__WRITTEN EXERCISE__. Transcribe every entry word for word, leaving out all images.

__DATASET EXTRACT__.
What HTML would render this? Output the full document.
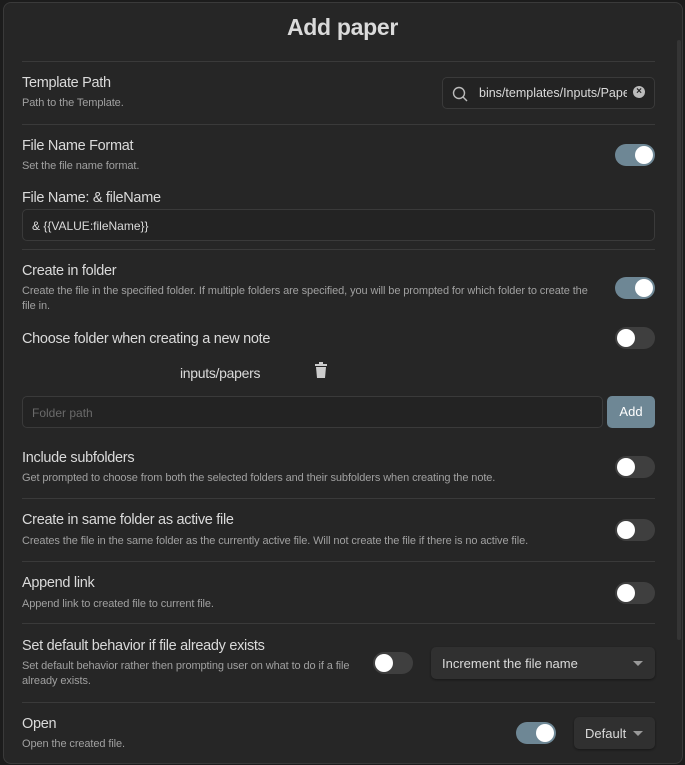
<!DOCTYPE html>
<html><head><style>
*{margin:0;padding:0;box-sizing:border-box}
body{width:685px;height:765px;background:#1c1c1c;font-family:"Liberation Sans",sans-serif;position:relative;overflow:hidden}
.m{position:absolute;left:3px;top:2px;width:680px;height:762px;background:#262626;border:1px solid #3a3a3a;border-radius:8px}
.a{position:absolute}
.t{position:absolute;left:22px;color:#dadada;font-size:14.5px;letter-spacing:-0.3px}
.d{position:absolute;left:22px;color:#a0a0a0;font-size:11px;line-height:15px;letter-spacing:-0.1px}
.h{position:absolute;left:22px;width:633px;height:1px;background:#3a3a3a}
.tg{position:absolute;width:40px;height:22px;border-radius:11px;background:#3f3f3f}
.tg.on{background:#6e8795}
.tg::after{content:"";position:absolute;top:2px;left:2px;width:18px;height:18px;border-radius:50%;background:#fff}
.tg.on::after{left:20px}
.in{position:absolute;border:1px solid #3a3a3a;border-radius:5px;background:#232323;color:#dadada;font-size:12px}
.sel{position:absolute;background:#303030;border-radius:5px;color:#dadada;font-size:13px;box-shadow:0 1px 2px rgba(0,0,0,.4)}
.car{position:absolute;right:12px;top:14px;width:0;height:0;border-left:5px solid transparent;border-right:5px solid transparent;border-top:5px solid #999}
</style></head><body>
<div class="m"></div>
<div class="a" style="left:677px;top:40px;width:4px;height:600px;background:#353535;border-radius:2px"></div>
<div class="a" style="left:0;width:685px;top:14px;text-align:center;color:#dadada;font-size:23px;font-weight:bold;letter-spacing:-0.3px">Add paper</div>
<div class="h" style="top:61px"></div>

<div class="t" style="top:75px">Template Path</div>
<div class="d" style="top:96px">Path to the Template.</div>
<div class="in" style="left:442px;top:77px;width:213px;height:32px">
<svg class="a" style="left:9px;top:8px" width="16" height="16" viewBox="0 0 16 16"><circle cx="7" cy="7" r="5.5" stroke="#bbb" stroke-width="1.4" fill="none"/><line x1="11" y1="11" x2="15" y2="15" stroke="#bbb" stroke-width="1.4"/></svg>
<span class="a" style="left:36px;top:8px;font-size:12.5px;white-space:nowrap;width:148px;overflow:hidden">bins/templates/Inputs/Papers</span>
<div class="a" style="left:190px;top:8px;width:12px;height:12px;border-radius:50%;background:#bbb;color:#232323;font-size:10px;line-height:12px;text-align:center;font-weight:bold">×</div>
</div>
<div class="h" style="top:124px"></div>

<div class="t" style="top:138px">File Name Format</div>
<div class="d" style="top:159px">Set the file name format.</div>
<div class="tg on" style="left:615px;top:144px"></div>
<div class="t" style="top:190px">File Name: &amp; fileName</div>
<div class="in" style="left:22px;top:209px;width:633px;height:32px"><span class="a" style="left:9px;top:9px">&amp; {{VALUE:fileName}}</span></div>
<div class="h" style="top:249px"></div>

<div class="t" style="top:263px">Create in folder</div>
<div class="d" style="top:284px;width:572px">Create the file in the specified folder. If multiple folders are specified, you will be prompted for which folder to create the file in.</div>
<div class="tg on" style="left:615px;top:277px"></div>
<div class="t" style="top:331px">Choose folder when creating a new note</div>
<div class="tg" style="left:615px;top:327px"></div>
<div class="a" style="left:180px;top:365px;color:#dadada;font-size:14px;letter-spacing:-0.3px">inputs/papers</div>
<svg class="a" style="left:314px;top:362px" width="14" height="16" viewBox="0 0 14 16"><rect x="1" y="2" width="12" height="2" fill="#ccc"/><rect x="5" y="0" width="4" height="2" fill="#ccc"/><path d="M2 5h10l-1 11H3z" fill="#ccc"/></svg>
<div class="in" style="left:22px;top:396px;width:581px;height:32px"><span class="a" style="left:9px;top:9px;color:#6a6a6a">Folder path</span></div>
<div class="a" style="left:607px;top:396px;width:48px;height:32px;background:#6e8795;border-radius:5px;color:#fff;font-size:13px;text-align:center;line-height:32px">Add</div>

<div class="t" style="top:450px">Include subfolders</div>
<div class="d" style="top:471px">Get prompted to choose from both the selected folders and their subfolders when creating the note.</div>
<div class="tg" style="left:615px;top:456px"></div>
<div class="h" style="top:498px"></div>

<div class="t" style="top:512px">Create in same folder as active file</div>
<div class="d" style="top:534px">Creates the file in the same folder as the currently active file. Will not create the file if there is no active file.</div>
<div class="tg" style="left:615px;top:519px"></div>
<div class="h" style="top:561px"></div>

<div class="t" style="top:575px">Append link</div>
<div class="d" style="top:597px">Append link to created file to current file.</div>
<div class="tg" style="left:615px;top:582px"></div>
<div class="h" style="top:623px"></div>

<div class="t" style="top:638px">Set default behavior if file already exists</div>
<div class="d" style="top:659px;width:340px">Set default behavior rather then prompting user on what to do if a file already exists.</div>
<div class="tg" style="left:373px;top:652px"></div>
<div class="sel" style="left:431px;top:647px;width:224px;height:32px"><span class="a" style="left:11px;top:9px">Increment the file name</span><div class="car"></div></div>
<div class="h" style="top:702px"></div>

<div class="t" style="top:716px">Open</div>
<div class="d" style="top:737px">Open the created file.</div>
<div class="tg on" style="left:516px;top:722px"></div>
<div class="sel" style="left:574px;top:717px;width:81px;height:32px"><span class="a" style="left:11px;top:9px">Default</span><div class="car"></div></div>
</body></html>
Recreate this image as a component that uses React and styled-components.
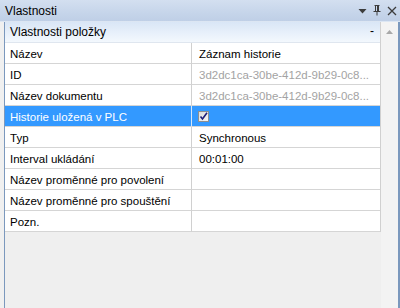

__THE OUTPUT__.
What HTML would render this? Output the full document.
<!DOCTYPE html>
<html><head><style>
*{margin:0;padding:0;box-sizing:border-box}
body{width:685px;height:765px;background:#1c1c1c;font-family:"Liberation Sans",sans-serif;position:relative;overflow:hidden}
.m{position:absolute;left:3px;top:2px;width:680px;height:762px;background:#262626;border:1px solid #3a3a3a;border-radius:8px}
.a{position:absolute}
.t{position:absolute;left:22px;color:#dadada;font-size:14.5px;letter-spacing:-0.3px}
.d{position:absolute;left:22px;color:#a0a0a0;font-size:11px;line-height:15px;letter-spacing:-0.1px}
.h{position:absolute;left:22px;width:633px;height:1px;background:#3a3a3a}
.tg{position:absolute;width:40px;height:22px;border-radius:11px;background:#3f3f3f}
.tg.on{background:#6e8795}
.tg::after{content:"";position:absolute;top:2px;left:2px;width:18px;height:18px;border-radius:50%;background:#fff}
.tg.on::after{left:20px}
.in{position:absolute;border:1px solid #3a3a3a;border-radius:5px;background:#232323;color:#dadada;font-size:12px}
.sel{position:absolute;background:#303030;border-radius:5px;color:#dadada;font-size:13px;box-shadow:0 1px 2px rgba(0,0,0,.4)}
.car{position:absolute;right:12px;top:14px;width:0;height:0;border-left:5px solid transparent;border-right:5px solid transparent;border-top:5px solid #999}
</style></head><body>
<div class="m"></div>
<div class="a" style="left:677px;top:40px;width:4px;height:600px;background:#353535;border-radius:2px"></div>
<div class="a" style="left:0;width:685px;top:14px;text-align:center;color:#dadada;font-size:23px;font-weight:bold;letter-spacing:-0.3px">Add paper</div>
<div class="h" style="top:61px"></div>

<div class="t" style="top:75px">Template Path</div>
<div class="d" style="top:96px">Path to the Template.</div>
<div class="in" style="left:442px;top:77px;width:213px;height:32px">
<svg class="a" style="left:9px;top:8px" width="16" height="16" viewBox="0 0 16 16"><circle cx="7" cy="7" r="5.5" stroke="#bbb" stroke-width="1.4" fill="none"/><line x1="11" y1="11" x2="15" y2="15" stroke="#bbb" stroke-width="1.4"/></svg>
<span class="a" style="left:36px;top:8px;font-size:12.5px;white-space:nowrap;width:148px;overflow:hidden">bins/templates/Inputs/Papers</span>
<div class="a" style="left:190px;top:8px;width:12px;height:12px;border-radius:50%;background:#bbb;color:#232323;font-size:10px;line-height:12px;text-align:center;font-weight:bold">×</div>
</div>
<div class="h" style="top:124px"></div>

<div class="t" style="top:138px">File Name Format</div>
<div class="d" style="top:159px">Set the file name format.</div>
<div class="tg on" style="left:615px;top:144px"></div>
<div class="t" style="top:190px">File Name: &amp; fileName</div>
<div class="in" style="left:22px;top:209px;width:633px;height:32px"><span class="a" style="left:9px;top:9px">&amp; {{VALUE:fileName}}</span></div>
<div class="h" style="top:249px"></div>

<div class="t" style="top:263px">Create in folder</div>
<div class="d" style="top:284px;width:572px">Create the file in the specified folder. If multiple folders are specified, you will be prompted for which folder to create the file in.</div>
<div class="tg on" style="left:615px;top:277px"></div>
<div class="t" style="top:331px">Choose folder when creating a new note</div>
<div class="tg" style="left:615px;top:327px"></div>
<div class="a" style="left:180px;top:365px;color:#dadada;font-size:14px;letter-spacing:-0.3px">inputs/papers</div>
<svg class="a" style="left:314px;top:362px" width="14" height="16" viewBox="0 0 14 16"><rect x="1" y="2" width="12" height="2" fill="#ccc"/><rect x="5" y="0" width="4" height="2" fill="#ccc"/><path d="M2 5h10l-1 11H3z" fill="#ccc"/></svg>
<div class="in" style="left:22px;top:396px;width:581px;height:32px"><span class="a" style="left:9px;top:9px;color:#6a6a6a">Folder path</span></div>
<div class="a" style="left:607px;top:396px;width:48px;height:32px;background:#6e8795;border-radius:5px;color:#fff;font-size:13px;text-align:center;line-height:32px">Add</div>

<div class="t" style="top:450px">Include subfolders</div>
<div class="d" style="top:471px">Get prompted to choose from both the selected folders and their subfolders when creating the note.</div>
<div class="tg" style="left:615px;top:456px"></div>
<div class="h" style="top:498px"></div>

<div class="t" style="top:512px">Create in same folder as active file</div>
<div class="d" style="top:534px">Creates the file in the same folder as the currently active file. Will not create the file if there is no active file.</div>
<div class="tg" style="left:615px;top:519px"></div>
<div class="h" style="top:561px"></div>

<div class="t" style="top:575px">Append link</div>
<div class="d" style="top:597px">Append link to created file to current file.</div>
<div class="tg" style="left:615px;top:582px"></div>
<div class="h" style="top:623px"></div>

<div class="t" style="top:638px">Set default behavior if file already exists</div>
<div class="d" style="top:659px;width:340px">Set default behavior rather then prompting user on what to do if a file already exists.</div>
<div class="tg" style="left:373px;top:652px"></div>
<div class="sel" style="left:431px;top:647px;width:224px;height:32px"><span class="a" style="left:11px;top:9px">Increment the file name</span><div class="car"></div></div>
<div class="h" style="top:702px"></div>

<div class="t" style="top:716px">Open</div>
<div class="d" style="top:737px">Open the created file.</div>
<div class="tg on" style="left:516px;top:722px"></div>
<div class="sel" style="left:574px;top:717px;width:81px;height:32px"><span class="a" style="left:11px;top:9px">Default</span><div class="car"></div></div>
</body></html>
Recreate this image as a component that uses React and styled-components.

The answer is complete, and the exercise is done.